>> START

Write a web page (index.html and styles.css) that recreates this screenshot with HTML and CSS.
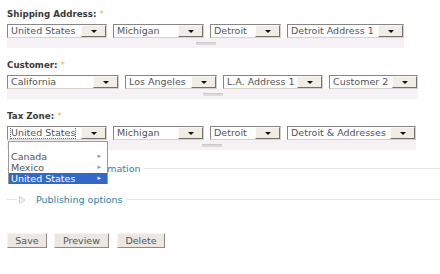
FILE: index.html
```html
<!DOCTYPE html>
<html>
<head>
<meta charset="utf-8">
<link rel="stylesheet" href="styles.css">
</head>
<body>
<div class="form">
  <div class="section">
    <div class="label">Shipping Address: <span class="req">*</span></div>
    <div class="hier">
      <div class="row">
        <div class="sel w100"><span class="val">United States</span><span class="btn"><i class="arr"></i></span></div>
        <div class="sel w91"><span class="val">Michigan</span><span class="btn"><i class="arr"></i></span></div>
        <div class="sel w71"><span class="val">Detroit</span><span class="btn"><i class="arr"></i></span></div>
        <div class="sel w117"><span class="val">Detroit Address 1</span><span class="btn"><i class="arr"></i></span></div>
      </div>
      <div class="strip"><span class="grip"></span></div>
    </div>
  </div>

  <div class="section">
    <div class="label">Customer: <span class="req">*</span></div>
    <div class="hier">
      <div class="row">
        <div class="sel w112"><span class="val">California</span><span class="btn"><i class="arr"></i></span></div>
        <div class="sel w92"><span class="val">Los Angeles</span><span class="btn"><i class="arr"></i></span></div>
        <div class="sel w100"><span class="val">L.A. Address 1</span><span class="btn"><i class="arr"></i></span></div>
        <div class="sel w89"><span class="val">Customer 2</span><span class="btn"><i class="arr"></i></span></div>
      </div>
      <div class="strip"><span class="grip"></span></div>
    </div>
  </div>

  <div class="section tax">
    <div class="label">Tax Zone: <span class="req">*</span></div>
    <div class="hier">
      <div class="row">
        <div class="sel w100"><span class="val"><span class="focus">United States</span></span><span class="btn"><i class="arr"></i></span></div>
        <div class="sel w91"><span class="val">Michigan</span><span class="btn"><i class="arr"></i></span></div>
        <div class="sel w71"><span class="val">Detroit</span><span class="btn"><i class="arr"></i></span></div>
        <div class="sel w129"><span class="val">Detroit &amp; Addresses</span><span class="btn"><i class="arr"></i></span></div>
      </div>
      <div class="strip"><span class="grip"></span></div>
    </div>
    <div class="menu">
      <div class="item">Canada<span class="sub">&#9656;</span></div>
      <div class="item">Mexico<span class="sub">&#9656;</span></div>
      <div class="item on">United States<span class="sub">&#9656;</span></div>
    </div>
  </div>

  <div class="fs first">
    <span class="line short"></span>
    <span class="legend"><svg class="tri" width="7" height="8" viewBox="0 0 7 8"><polygon points="0.5,0.5 6,4 0.5,7.5" fill="#f2f2f2" stroke="#cfcfcf"/></svg><a class="lg">Authoring information</a></span>
    <span class="line"></span>
  </div>
  <div class="fs second">
    <span class="line short"></span>
    <span class="legend"><svg class="tri" width="7" height="8" viewBox="0 0 7 8"><polygon points="0.5,0.5 6,4 0.5,7.5" fill="#f2f2f2" stroke="#cfcfcf"/></svg><a class="lg">Publishing options</a></span>
    <span class="line"></span>
  </div>

  <div class="buttons">
    <span class="b bsave">Save</span>
    <span class="b bprev">Preview</span>
    <span class="b bdel">Delete</span>
  </div>
</div>
</body>
</html>
```

FILE: styles.css
```css
html, body {
  margin: 0;
  padding: 0;
  background: #fff;
}
body {
  font-family: "DejaVu Sans", Verdana, sans-serif;
  font-size: 9.5px;
  color: #555;
}
.form {
  padding: 8px 0 0 7px;
}
.section {
  position: relative;
  margin-bottom: 11px;
}
.label {
  font-weight: bold;
  font-size: 8.7px;
  line-height: 12px;
  height: 12px;
  color: #3a3a3a;
  margin-bottom: 4px;
}
.req {
  color: #f2b33d;
  font-weight: normal;
}
.hier {
  display: inline-block;
  vertical-align: top;
}
.row {
  display: flex;
  gap: 6px;
}
.sel {
  display: flex;
  box-sizing: border-box;
  height: 14px;
  border: 1px solid;
  border-color: #868686 #d6d2ca #d6d2ca #868686;
  background: #fff;
}
.w71 { width: 71px; }
.w89 { width: 89px; }
.w91 { width: 91px; }
.w92 { width: 92px; }
.w100 { width: 100px; }
.w112 { width: 112px; }
.w117 { width: 117px; }
.w129 { width: 129px; }
.val {
  flex: 1;
  padding-left: 3px;
  line-height: 12px;
  white-space: nowrap;
  overflow: hidden;
  color: #555;
}
.focus {
  outline: 1px dotted #666;
  outline-offset: 0;
}
.btn {
  width: 25px;
  box-sizing: border-box;
  background: #f1ede6;
  border-right: 1px solid #77726a;
  border-bottom: 1px solid #77726a;
  border-top: 1px solid #fbfaf7;
  border-left: 1px solid #fbfaf7;
  display: flex;
  align-items: center;
  justify-content: center;
}
.arr {
  width: 0;
  height: 0;
  border-left: 3px solid transparent;
  border-right: 3px solid transparent;
  border-top: 3px solid #111;
}
.strip {
  height: 10px;
  background: #f5f1f5;
  display: flex;
  justify-content: center;
  align-items: flex-end;
}
.grip {
  width: 20px;
  height: 2px;
  margin-bottom: 3px;
  background: #dcd8dc;
  border-top: 1px solid #ccc8cc;
}
.menu {
  position: absolute;
  left: 1px;
  top: 31px;
  width: 100px;
  height: 43px;
  box-sizing: border-box;
  background: #fff;
  border: 1px solid #9a9a9a;
  padding-top: 9px;
  z-index: 5;
}
.item {
  position: relative;
  height: 11px;
  line-height: 11px;
  padding-left: 2px;
  font-size: 9.5px;
  color: #555;
}
.item.on {
  background: #3368c8;
  color: #fff;
}
.sub {
  position: absolute;
  right: 6px;
  top: 0;
  font-size: 7px;
  color: #999;
}
.item.on .sub {
  color: #dde6f7;
}
.fs {
  display: flex;
  align-items: center;
  height: 13px;
}
.fs.first {
  margin-top: 12px;
}
.fs.second {
  margin-top: 18px;
}
.line {
  flex: 1;
  height: 1px;
  background: #e6e6e6;
}
.line.short {
  flex: 0 0 10px;
}
.legend {
  display: flex;
  align-items: center;
  padding: 0 3px 0 2px;
}
.tri {
  display: block;
  margin-right: 10px;
}
.lg {
  color: #2f82a3;
  font-size: 9.5px;
  line-height: 13px;
  white-space: nowrap;
}
.buttons {
  display: flex;
  margin-top: 27px;
}
.b {
  display: flex;
  align-items: center;
  justify-content: center;
  box-sizing: border-box;
  height: 15px;
  background: #ece8e1;
  border-top: 1px solid #f6f4f0;
  border-left: 1px solid #f6f4f0;
  border-right: 1px solid #8d8982;
  border-bottom: 1px solid #8d8982;
  color: #555;
  font-size: 9.5px;
}
.bsave { width: 40px; margin-right: 7px; }
.bprev { width: 55px; margin-right: 8px; }
.bdel { width: 48px; }
```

>> END

Problem to work on: Reproduce the material above in full, exactly, with no images.

Correct output:
Write a web page (index.html and styles.css) that recreates this screenshot with HTML and CSS.
FILE: index.html
```html
<!DOCTYPE html>
<html>
<head>
<meta charset="utf-8">
<link rel="stylesheet" href="styles.css">
</head>
<body>
<div class="form">
  <div class="section">
    <div class="label">Shipping Address: <span class="req">*</span></div>
    <div class="hier">
      <div class="row">
        <div class="sel w100"><span class="val">United States</span><span class="btn"><i class="arr"></i></span></div>
        <div class="sel w91"><span class="val">Michigan</span><span class="btn"><i class="arr"></i></span></div>
        <div class="sel w71"><span class="val">Detroit</span><span class="btn"><i class="arr"></i></span></div>
        <div class="sel w117"><span class="val">Detroit Address 1</span><span class="btn"><i class="arr"></i></span></div>
      </div>
      <div class="strip"><span class="grip"></span></div>
    </div>
  </div>

  <div class="section">
    <div class="label">Customer: <span class="req">*</span></div>
    <div class="hier">
      <div class="row">
        <div class="sel w112"><span class="val">California</span><span class="btn"><i class="arr"></i></span></div>
        <div class="sel w92"><span class="val">Los Angeles</span><span class="btn"><i class="arr"></i></span></div>
        <div class="sel w100"><span class="val">L.A. Address 1</span><span class="btn"><i class="arr"></i></span></div>
        <div class="sel w89"><span class="val">Customer 2</span><span class="btn"><i class="arr"></i></span></div>
      </div>
      <div class="strip"><span class="grip"></span></div>
    </div>
  </div>

  <div class="section tax">
    <div class="label">Tax Zone: <span class="req">*</span></div>
    <div class="hier">
      <div class="row">
        <div class="sel w100"><span class="val"><span class="focus">United States</span></span><span class="btn"><i class="arr"></i></span></div>
        <div class="sel w91"><span class="val">Michigan</span><span class="btn"><i class="arr"></i></span></div>
        <div class="sel w71"><span class="val">Detroit</span><span class="btn"><i class="arr"></i></span></div>
        <div class="sel w129"><span class="val">Detroit &amp; Addresses</span><span class="btn"><i class="arr"></i></span></div>
      </div>
      <div class="strip"><span class="grip"></span></div>
    </div>
    <div class="menu">
      <div class="item">Canada<span class="sub">&#9656;</span></div>
      <div class="item">Mexico<span class="sub">&#9656;</span></div>
      <div class="item on">United States<span class="sub">&#9656;</span></div>
    </div>
  </div>

  <div class="fs first">
    <span class="line short"></span>
    <span class="legend"><svg class="tri" width="7" height="8" viewBox="0 0 7 8"><polygon points="0.5,0.5 6,4 0.5,7.5" fill="#f2f2f2" stroke="#cfcfcf"/></svg><a class="lg">Authoring information</a></span>
    <span class="line"></span>
  </div>
  <div class="fs second">
    <span class="line short"></span>
    <span class="legend"><svg class="tri" width="7" height="8" viewBox="0 0 7 8"><polygon points="0.5,0.5 6,4 0.5,7.5" fill="#f2f2f2" stroke="#cfcfcf"/></svg><a class="lg">Publishing options</a></span>
    <span class="line"></span>
  </div>

  <div class="buttons">
    <span class="b bsave">Save</span>
    <span class="b bprev">Preview</span>
    <span class="b bdel">Delete</span>
  </div>
</div>
</body>
</html>
```

FILE: styles.css
```css
html, body {
  margin: 0;
  padding: 0;
  background: #fff;
}
body {
  font-family: "DejaVu Sans", Verdana, sans-serif;
  font-size: 9.5px;
  color: #555;
}
.form {
  padding: 8px 0 0 7px;
}
.section {
  position: relative;
  margin-bottom: 11px;
}
.label {
  font-weight: bold;
  font-size: 8.7px;
  line-height: 12px;
  height: 12px;
  color: #3a3a3a;
  margin-bottom: 4px;
}
.req {
  color: #f2b33d;
  font-weight: normal;
}
.hier {
  display: inline-block;
  vertical-align: top;
}
.row {
  display: flex;
  gap: 6px;
}
.sel {
  display: flex;
  box-sizing: border-box;
  height: 14px;
  border: 1px solid;
  border-color: #868686 #d6d2ca #d6d2ca #868686;
  background: #fff;
}
.w71 { width: 71px; }
.w89 { width: 89px; }
.w91 { width: 91px; }
.w92 { width: 92px; }
.w100 { width: 100px; }
.w112 { width: 112px; }
.w117 { width: 117px; }
.w129 { width: 129px; }
.val {
  flex: 1;
  padding-left: 3px;
  line-height: 12px;
  white-space: nowrap;
  overflow: hidden;
  color: #555;
}
.focus {
  outline: 1px dotted #666;
  outline-offset: 0;
}
.btn {
  width: 25px;
  box-sizing: border-box;
  background: #f1ede6;
  border-right: 1px solid #77726a;
  border-bottom: 1px solid #77726a;
  border-top: 1px solid #fbfaf7;
  border-left: 1px solid #fbfaf7;
  display: flex;
  align-items: center;
  justify-content: center;
}
.arr {
  width: 0;
  height: 0;
  border-left: 3px solid transparent;
  border-right: 3px solid transparent;
  border-top: 3px solid #111;
}
.strip {
  height: 10px;
  background: #f5f1f5;
  display: flex;
  justify-content: center;
  align-items: flex-end;
}
.grip {
  width: 20px;
  height: 2px;
  margin-bottom: 3px;
  background: #dcd8dc;
  border-top: 1px solid #ccc8cc;
}
.menu {
  position: absolute;
  left: 1px;
  top: 31px;
  width: 100px;
  height: 43px;
  box-sizing: border-box;
  background: #fff;
  border: 1px solid #9a9a9a;
  padding-top: 9px;
  z-index: 5;
}
.item {
  position: relative;
  height: 11px;
  line-height: 11px;
  padding-left: 2px;
  font-size: 9.5px;
  color: #555;
}
.item.on {
  background: #3368c8;
  color: #fff;
}
.sub {
  position: absolute;
  right: 6px;
  top: 0;
  font-size: 7px;
  color: #999;
}
.item.on .sub {
  color: #dde6f7;
}
.fs {
  display: flex;
  align-items: center;
  height: 13px;
}
.fs.first {
  margin-top: 12px;
}
.fs.second {
  margin-top: 18px;
}
.line {
  flex: 1;
  height: 1px;
  background: #e6e6e6;
}
.line.short {
  flex: 0 0 10px;
}
.legend {
  display: flex;
  align-items: center;
  padding: 0 3px 0 2px;
}
.tri {
  display: block;
  margin-right: 10px;
}
.lg {
  color: #2f82a3;
  font-size: 9.5px;
  line-height: 13px;
  white-space: nowrap;
}
.buttons {
  display: flex;
  margin-top: 27px;
}
.b {
  display: flex;
  align-items: center;
  justify-content: center;
  box-sizing: border-box;
  height: 15px;
  background: #ece8e1;
  border-top: 1px solid #f6f4f0;
  border-left: 1px solid #f6f4f0;
  border-right: 1px solid #8d8982;
  border-bottom: 1px solid #8d8982;
  color: #555;
  font-size: 9.5px;
}
.bsave { width: 40px; margin-right: 7px; }
.bprev { width: 55px; margin-right: 8px; }
.bdel { width: 48px; }
```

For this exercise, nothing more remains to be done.